··· Supplied information ···
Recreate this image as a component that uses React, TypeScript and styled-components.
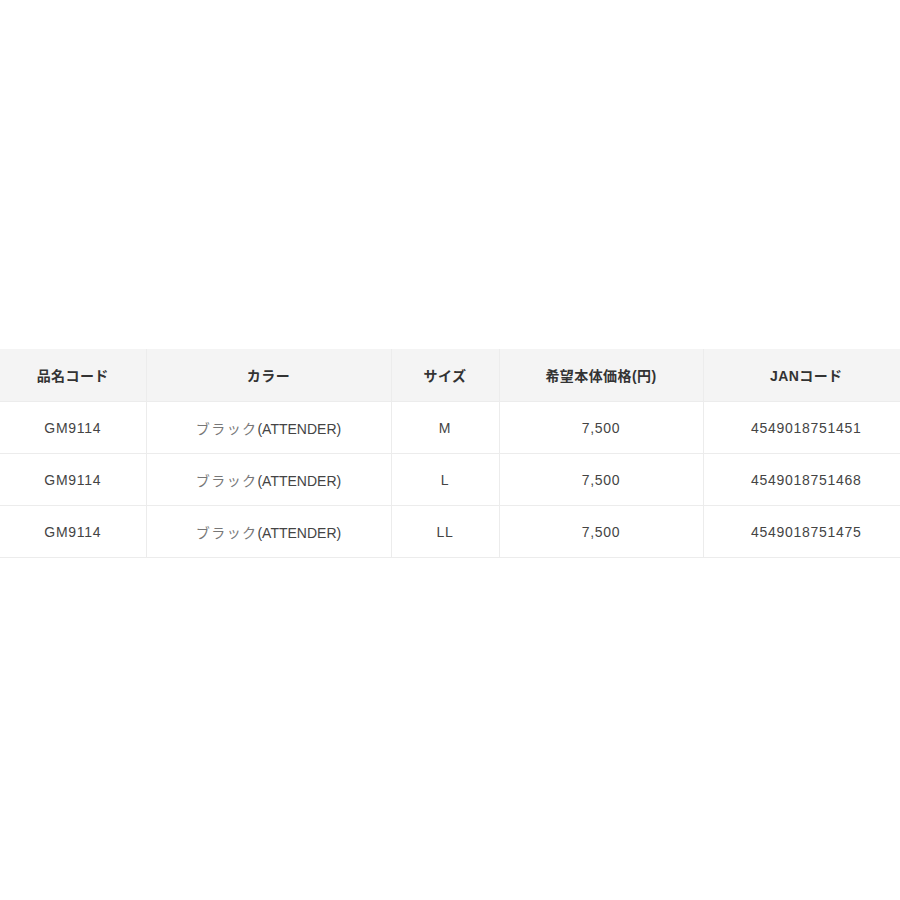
import React from 'react';
import styled, { createGlobalStyle } from 'styled-components';

const GlobalStyle = createGlobalStyle`
  html, body {
    margin: 0;
    padding: 0;
    background: #ffffff;
  }
  body {
    font-family: "Liberation Sans", "Noto Sans CJK JP", sans-serif;
    color: #333333;
  }
`;

type Row = {
  code: string;
  kana: string;
  colorName: string;
  size: string;
  price: string;
  jan: string;
};

const rows: Row[] = [
  { code: 'GM9114', kana: 'ブラック', colorName: '(ATTENDER)', size: 'M', price: '7,500', jan: '4549018751451' },
  { code: 'GM9114', kana: 'ブラック', colorName: '(ATTENDER)', size: 'L', price: '7,500', jan: '4549018751468' },
  { code: 'GM9114', kana: 'ブラック', colorName: '(ATTENDER)', size: 'LL', price: '7,500', jan: '4549018751475' }
];

const headers = ['品名コード', 'カラー', 'サイズ', '希望本体価格(円)', 'JANコード'];
const widths = [146, 245, 108, 204, 197];

const Page = styled.div`
  width: 900px;
  height: 900px;
  padding-top: 349px;
  box-sizing: border-box;
`;

const Table = styled.table`
  width: 900px;
  border-collapse: collapse;
  table-layout: fixed;
`;

const HeadCell = styled.th`
  height: 52px;
  padding: 0;
  background: #f4f4f4;
  border: 1px solid #ececec;
  border-top: none;
  font-size: 14px;
  font-weight: 700;
  letter-spacing: 0.03em;
  color: #333333;
  text-align: center;
  vertical-align: middle;

  &:first-child {
    border-left: none;
  }

  &:last-child {
    border-right: none;
    padding-left: 9px;
  }
`;

const BodyCell = styled.td<{ $numeric?: boolean }>`
  height: 51px;
  padding: 0;
  border: 1px solid #ececec;
  font-size: 14px;
  font-weight: 400;
  letter-spacing: ${({ $numeric }) => ($numeric ? '0.05em' : '0')};
  color: #444444;
  text-align: center;
  vertical-align: middle;

  &:first-child {
    border-left: none;
  }

  &:last-child {
    border-right: none;
    padding-left: 9px;
  }
`;

const Kana = styled.span`
  letter-spacing: 0.1em;
  color: #777777;
`;

const App: React.FC = () => {
  return (
    <>
      <GlobalStyle />
      <Page>
        <Table>
          <colgroup>
            {widths.map((w, i) => (
              <col key={i} style={{ width: w }} />
            ))}
          </colgroup>
          <thead>
            <tr>
              {headers.map((h) => (
                <HeadCell key={h}>{h}</HeadCell>
              ))}
            </tr>
          </thead>
          <tbody>
            {rows.map((r) => (
              <tr key={r.jan}>
                <BodyCell $numeric>{r.code}</BodyCell>
                <BodyCell>
                  <Kana>{r.kana}</Kana>
                  {r.colorName}
                </BodyCell>
                <BodyCell $numeric>{r.size}</BodyCell>
                <BodyCell $numeric>{r.price}</BodyCell>
                <BodyCell $numeric>{r.jan}</BodyCell>
              </tr>
            ))}
          </tbody>
        </Table>
      </Page>
    </>
  );
};

export default App;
···
## Directions for this task
Take the listing above and restate it word for word, without its pictures.

## Worked answer
Recreate this image as a component that uses React, TypeScript and styled-components.
import React from 'react';
import styled, { createGlobalStyle } from 'styled-components';

const GlobalStyle = createGlobalStyle`
  html, body {
    margin: 0;
    padding: 0;
    background: #ffffff;
  }
  body {
    font-family: "Liberation Sans", "Noto Sans CJK JP", sans-serif;
    color: #333333;
  }
`;

type Row = {
  code: string;
  kana: string;
  colorName: string;
  size: string;
  price: string;
  jan: string;
};

const rows: Row[] = [
  { code: 'GM9114', kana: 'ブラック', colorName: '(ATTENDER)', size: 'M', price: '7,500', jan: '4549018751451' },
  { code: 'GM9114', kana: 'ブラック', colorName: '(ATTENDER)', size: 'L', price: '7,500', jan: '4549018751468' },
  { code: 'GM9114', kana: 'ブラック', colorName: '(ATTENDER)', size: 'LL', price: '7,500', jan: '4549018751475' }
];

const headers = ['品名コード', 'カラー', 'サイズ', '希望本体価格(円)', 'JANコード'];
const widths = [146, 245, 108, 204, 197];

const Page = styled.div`
  width: 900px;
  height: 900px;
  padding-top: 349px;
  box-sizing: border-box;
`;

const Table = styled.table`
  width: 900px;
  border-collapse: collapse;
  table-layout: fixed;
`;

const HeadCell = styled.th`
  height: 52px;
  padding: 0;
  background: #f4f4f4;
  border: 1px solid #ececec;
  border-top: none;
  font-size: 14px;
  font-weight: 700;
  letter-spacing: 0.03em;
  color: #333333;
  text-align: center;
  vertical-align: middle;

  &:first-child {
    border-left: none;
  }

  &:last-child {
    border-right: none;
    padding-left: 9px;
  }
`;

const BodyCell = styled.td<{ $numeric?: boolean }>`
  height: 51px;
  padding: 0;
  border: 1px solid #ececec;
  font-size: 14px;
  font-weight: 400;
  letter-spacing: ${({ $numeric }) => ($numeric ? '0.05em' : '0')};
  color: #444444;
  text-align: center;
  vertical-align: middle;

  &:first-child {
    border-left: none;
  }

  &:last-child {
    border-right: none;
    padding-left: 9px;
  }
`;

const Kana = styled.span`
  letter-spacing: 0.1em;
  color: #777777;
`;

const App: React.FC = () => {
  return (
    <>
      <GlobalStyle />
      <Page>
        <Table>
          <colgroup>
            {widths.map((w, i) => (
              <col key={i} style={{ width: w }} />
            ))}
          </colgroup>
          <thead>
            <tr>
              {headers.map((h) => (
                <HeadCell key={h}>{h}</HeadCell>
              ))}
            </tr>
          </thead>
          <tbody>
            {rows.map((r) => (
              <tr key={r.jan}>
                <BodyCell $numeric>{r.code}</BodyCell>
                <BodyCell>
                  <Kana>{r.kana}</Kana>
                  {r.colorName}
                </BodyCell>
                <BodyCell $numeric>{r.size}</BodyCell>
                <BodyCell $numeric>{r.price}</BodyCell>
                <BodyCell $numeric>{r.jan}</BodyCell>
              </tr>
            ))}
          </tbody>
        </Table>
      </Page>
    </>
  );
};

export default App;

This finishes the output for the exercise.